• TASK REQUIREMENTS:
Please print the lines between the one with "Clone this screenshot" and the one with "const SELECTED = 3;", both ends included, exactly as written, with no pictures.

## Begin

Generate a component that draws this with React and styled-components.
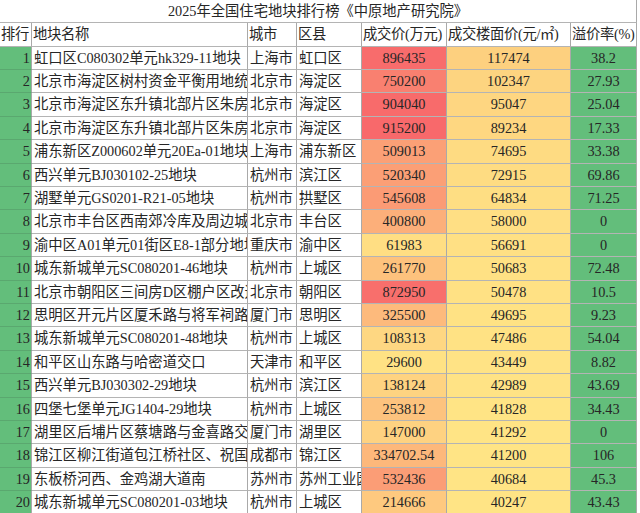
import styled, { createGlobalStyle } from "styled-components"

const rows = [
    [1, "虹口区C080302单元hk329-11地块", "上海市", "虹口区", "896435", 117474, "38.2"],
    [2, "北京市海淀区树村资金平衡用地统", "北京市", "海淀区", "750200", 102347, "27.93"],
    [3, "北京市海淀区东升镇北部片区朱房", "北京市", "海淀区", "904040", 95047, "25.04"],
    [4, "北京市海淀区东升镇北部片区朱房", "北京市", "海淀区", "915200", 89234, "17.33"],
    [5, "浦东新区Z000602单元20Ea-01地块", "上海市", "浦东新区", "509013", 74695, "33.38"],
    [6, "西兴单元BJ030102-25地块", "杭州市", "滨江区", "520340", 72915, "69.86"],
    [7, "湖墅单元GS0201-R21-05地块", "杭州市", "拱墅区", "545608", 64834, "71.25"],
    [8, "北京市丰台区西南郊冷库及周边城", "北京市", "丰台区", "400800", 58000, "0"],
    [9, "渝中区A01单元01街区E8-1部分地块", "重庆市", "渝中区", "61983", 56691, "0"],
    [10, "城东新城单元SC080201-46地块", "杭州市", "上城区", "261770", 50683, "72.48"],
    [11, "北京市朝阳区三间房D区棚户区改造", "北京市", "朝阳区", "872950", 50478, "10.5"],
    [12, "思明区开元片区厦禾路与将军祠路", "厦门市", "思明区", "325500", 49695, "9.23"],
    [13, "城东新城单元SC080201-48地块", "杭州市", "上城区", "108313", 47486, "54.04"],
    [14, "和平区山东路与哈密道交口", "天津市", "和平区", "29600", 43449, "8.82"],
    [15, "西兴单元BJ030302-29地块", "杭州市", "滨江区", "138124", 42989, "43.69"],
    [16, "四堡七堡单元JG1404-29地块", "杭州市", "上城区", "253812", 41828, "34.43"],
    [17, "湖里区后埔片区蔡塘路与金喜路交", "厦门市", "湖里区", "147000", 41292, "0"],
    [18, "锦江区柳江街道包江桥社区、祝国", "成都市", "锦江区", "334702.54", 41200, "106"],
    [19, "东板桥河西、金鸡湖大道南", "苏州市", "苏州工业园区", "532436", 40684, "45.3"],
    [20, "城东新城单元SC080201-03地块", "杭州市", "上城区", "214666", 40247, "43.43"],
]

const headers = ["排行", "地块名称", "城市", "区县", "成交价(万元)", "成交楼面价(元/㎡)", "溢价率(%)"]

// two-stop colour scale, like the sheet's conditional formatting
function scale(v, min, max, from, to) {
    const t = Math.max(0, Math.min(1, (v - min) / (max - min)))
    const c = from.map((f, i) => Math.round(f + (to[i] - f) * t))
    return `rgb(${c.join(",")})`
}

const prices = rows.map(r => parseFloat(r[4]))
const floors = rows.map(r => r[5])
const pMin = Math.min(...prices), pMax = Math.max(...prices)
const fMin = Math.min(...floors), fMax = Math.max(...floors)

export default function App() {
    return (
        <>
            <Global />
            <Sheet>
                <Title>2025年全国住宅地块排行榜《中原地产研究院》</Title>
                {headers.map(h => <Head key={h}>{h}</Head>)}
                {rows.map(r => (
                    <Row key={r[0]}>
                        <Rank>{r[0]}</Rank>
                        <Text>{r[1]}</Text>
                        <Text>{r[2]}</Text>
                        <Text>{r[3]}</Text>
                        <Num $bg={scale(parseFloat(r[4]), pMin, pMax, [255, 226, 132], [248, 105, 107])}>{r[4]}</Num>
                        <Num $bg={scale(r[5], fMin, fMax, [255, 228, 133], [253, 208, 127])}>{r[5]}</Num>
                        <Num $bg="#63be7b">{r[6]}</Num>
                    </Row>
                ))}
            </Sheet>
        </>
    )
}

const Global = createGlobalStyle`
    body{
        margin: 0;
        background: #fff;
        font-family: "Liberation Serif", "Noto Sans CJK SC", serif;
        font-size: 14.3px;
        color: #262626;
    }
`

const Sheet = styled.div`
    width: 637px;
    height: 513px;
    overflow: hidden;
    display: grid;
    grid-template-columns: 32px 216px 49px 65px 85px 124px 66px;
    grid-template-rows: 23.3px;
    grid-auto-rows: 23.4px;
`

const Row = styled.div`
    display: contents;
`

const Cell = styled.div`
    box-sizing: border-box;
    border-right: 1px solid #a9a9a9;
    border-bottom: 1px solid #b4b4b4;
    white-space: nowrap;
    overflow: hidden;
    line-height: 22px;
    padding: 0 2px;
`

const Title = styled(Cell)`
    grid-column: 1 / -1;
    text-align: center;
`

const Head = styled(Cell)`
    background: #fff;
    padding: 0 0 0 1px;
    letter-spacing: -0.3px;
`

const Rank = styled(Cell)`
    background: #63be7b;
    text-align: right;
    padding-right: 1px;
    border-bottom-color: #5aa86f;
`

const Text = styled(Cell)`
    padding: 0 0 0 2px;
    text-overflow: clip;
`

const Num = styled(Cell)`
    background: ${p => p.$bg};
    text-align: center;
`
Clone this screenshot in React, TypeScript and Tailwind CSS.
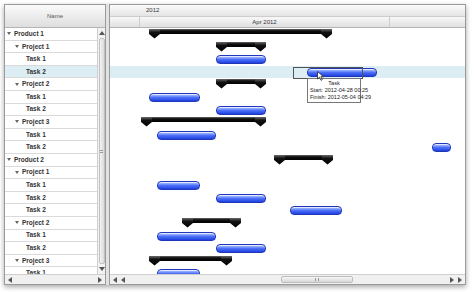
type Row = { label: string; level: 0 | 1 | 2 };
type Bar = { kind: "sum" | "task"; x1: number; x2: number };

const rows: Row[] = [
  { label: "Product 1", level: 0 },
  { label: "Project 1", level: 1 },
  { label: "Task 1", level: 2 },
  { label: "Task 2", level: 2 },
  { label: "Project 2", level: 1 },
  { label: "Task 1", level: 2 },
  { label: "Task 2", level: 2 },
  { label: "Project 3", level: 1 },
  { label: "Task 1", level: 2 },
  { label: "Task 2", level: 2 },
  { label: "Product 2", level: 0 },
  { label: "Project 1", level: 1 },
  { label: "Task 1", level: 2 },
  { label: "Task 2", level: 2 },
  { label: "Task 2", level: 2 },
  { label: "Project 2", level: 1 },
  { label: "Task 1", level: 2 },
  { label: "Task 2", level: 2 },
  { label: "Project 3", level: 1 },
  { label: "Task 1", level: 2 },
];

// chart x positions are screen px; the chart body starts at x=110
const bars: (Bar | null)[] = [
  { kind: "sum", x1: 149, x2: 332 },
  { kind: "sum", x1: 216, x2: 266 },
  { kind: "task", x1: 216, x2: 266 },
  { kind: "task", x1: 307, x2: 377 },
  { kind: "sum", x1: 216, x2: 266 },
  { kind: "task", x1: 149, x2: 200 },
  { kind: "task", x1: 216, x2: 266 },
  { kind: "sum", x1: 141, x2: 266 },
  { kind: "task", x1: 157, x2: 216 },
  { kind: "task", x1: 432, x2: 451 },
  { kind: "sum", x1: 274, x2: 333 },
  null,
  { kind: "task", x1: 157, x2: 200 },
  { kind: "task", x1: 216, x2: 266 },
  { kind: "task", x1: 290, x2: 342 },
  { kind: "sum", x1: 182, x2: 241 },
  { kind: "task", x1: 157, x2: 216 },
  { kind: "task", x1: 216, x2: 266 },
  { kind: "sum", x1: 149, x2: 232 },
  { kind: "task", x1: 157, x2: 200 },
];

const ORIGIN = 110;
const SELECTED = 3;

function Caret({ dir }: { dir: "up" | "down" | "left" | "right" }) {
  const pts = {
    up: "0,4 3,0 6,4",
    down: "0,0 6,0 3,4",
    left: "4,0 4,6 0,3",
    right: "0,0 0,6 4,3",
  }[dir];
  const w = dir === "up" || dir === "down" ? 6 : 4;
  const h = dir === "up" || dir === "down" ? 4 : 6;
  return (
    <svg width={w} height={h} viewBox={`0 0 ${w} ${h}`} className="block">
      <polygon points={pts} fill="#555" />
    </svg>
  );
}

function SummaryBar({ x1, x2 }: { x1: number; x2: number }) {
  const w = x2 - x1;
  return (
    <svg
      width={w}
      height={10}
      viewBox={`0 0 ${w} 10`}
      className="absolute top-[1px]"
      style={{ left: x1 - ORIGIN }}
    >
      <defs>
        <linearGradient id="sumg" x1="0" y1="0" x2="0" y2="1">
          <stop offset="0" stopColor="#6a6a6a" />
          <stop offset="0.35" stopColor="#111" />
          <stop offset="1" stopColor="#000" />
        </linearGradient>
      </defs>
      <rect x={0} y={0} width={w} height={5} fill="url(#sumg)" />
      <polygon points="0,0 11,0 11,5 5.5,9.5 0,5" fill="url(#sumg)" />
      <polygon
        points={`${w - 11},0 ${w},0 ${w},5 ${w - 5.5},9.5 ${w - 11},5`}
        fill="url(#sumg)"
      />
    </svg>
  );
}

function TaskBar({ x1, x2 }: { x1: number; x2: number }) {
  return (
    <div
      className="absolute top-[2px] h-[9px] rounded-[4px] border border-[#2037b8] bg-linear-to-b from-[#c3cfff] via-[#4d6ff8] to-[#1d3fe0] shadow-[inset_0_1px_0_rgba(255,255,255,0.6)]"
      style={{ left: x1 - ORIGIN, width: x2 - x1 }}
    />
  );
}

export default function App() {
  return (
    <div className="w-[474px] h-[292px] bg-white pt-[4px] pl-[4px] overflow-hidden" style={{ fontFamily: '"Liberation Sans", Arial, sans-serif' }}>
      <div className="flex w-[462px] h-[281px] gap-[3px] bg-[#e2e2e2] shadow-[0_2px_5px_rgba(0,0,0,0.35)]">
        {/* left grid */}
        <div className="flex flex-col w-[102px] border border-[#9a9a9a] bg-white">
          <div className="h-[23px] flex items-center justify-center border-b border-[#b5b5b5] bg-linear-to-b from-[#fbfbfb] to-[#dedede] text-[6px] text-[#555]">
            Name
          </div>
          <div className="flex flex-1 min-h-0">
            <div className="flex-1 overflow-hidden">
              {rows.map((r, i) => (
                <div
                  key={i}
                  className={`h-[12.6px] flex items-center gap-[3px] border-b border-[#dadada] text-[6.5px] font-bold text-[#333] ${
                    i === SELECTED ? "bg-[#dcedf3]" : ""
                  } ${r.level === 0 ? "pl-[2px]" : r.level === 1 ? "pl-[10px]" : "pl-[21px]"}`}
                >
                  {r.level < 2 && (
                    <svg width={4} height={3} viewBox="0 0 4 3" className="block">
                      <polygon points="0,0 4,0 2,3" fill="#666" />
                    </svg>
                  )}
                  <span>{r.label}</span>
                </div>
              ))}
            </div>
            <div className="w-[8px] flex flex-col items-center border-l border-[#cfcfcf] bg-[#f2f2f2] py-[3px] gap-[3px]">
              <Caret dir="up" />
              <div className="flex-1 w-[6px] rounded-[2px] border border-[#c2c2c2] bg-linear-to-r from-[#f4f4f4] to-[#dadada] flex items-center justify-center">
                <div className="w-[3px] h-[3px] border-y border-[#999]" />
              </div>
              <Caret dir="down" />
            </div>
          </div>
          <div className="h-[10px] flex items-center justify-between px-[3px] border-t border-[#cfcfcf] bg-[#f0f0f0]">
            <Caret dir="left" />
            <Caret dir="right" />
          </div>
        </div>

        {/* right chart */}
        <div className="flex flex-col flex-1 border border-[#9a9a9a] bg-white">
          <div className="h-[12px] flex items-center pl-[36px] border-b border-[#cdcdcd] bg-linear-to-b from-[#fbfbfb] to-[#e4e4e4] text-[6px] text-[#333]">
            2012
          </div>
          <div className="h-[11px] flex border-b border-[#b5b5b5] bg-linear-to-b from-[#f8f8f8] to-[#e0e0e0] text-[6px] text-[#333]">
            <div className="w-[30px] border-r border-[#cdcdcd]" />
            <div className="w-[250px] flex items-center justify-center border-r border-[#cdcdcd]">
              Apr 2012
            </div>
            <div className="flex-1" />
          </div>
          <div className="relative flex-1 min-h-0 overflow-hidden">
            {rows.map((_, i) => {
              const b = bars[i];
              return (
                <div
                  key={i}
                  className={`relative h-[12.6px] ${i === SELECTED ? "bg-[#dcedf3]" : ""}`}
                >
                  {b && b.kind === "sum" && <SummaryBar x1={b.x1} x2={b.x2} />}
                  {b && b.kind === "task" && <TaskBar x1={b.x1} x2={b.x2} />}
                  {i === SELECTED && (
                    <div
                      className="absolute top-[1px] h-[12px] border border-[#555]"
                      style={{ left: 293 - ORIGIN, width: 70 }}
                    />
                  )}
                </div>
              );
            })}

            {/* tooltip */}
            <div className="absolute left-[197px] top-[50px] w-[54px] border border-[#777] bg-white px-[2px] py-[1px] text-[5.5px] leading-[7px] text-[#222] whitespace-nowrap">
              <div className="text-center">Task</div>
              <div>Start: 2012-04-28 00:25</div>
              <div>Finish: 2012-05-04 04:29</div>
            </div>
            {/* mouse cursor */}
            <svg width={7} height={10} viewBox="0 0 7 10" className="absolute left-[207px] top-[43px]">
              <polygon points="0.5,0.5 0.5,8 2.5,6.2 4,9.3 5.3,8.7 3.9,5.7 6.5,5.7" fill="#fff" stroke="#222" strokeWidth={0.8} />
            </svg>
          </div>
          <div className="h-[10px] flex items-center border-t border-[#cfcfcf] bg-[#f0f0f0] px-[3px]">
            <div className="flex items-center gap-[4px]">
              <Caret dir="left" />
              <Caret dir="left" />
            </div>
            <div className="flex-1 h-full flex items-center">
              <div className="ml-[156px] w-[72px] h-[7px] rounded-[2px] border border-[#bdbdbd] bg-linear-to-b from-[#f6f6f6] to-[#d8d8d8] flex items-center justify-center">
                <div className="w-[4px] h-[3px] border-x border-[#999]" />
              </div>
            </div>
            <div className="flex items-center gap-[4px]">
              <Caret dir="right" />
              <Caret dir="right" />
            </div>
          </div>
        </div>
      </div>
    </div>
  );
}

## End

• OUTPUT:
Clone this screenshot in React, TypeScript and Tailwind CSS.
type Row = { label: string; level: 0 | 1 | 2 };
type Bar = { kind: "sum" | "task"; x1: number; x2: number };

const rows: Row[] = [
  { label: "Product 1", level: 0 },
  { label: "Project 1", level: 1 },
  { label: "Task 1", level: 2 },
  { label: "Task 2", level: 2 },
  { label: "Project 2", level: 1 },
  { label: "Task 1", level: 2 },
  { label: "Task 2", level: 2 },
  { label: "Project 3", level: 1 },
  { label: "Task 1", level: 2 },
  { label: "Task 2", level: 2 },
  { label: "Product 2", level: 0 },
  { label: "Project 1", level: 1 },
  { label: "Task 1", level: 2 },
  { label: "Task 2", level: 2 },
  { label: "Task 2", level: 2 },
  { label: "Project 2", level: 1 },
  { label: "Task 1", level: 2 },
  { label: "Task 2", level: 2 },
  { label: "Project 3", level: 1 },
  { label: "Task 1", level: 2 },
];

// chart x positions are screen px; the chart body starts at x=110
const bars: (Bar | null)[] = [
  { kind: "sum", x1: 149, x2: 332 },
  { kind: "sum", x1: 216, x2: 266 },
  { kind: "task", x1: 216, x2: 266 },
  { kind: "task", x1: 307, x2: 377 },
  { kind: "sum", x1: 216, x2: 266 },
  { kind: "task", x1: 149, x2: 200 },
  { kind: "task", x1: 216, x2: 266 },
  { kind: "sum", x1: 141, x2: 266 },
  { kind: "task", x1: 157, x2: 216 },
  { kind: "task", x1: 432, x2: 451 },
  { kind: "sum", x1: 274, x2: 333 },
  null,
  { kind: "task", x1: 157, x2: 200 },
  { kind: "task", x1: 216, x2: 266 },
  { kind: "task", x1: 290, x2: 342 },
  { kind: "sum", x1: 182, x2: 241 },
  { kind: "task", x1: 157, x2: 216 },
  { kind: "task", x1: 216, x2: 266 },
  { kind: "sum", x1: 149, x2: 232 },
  { kind: "task", x1: 157, x2: 200 },
];

const ORIGIN = 110;
const SELECTED = 3;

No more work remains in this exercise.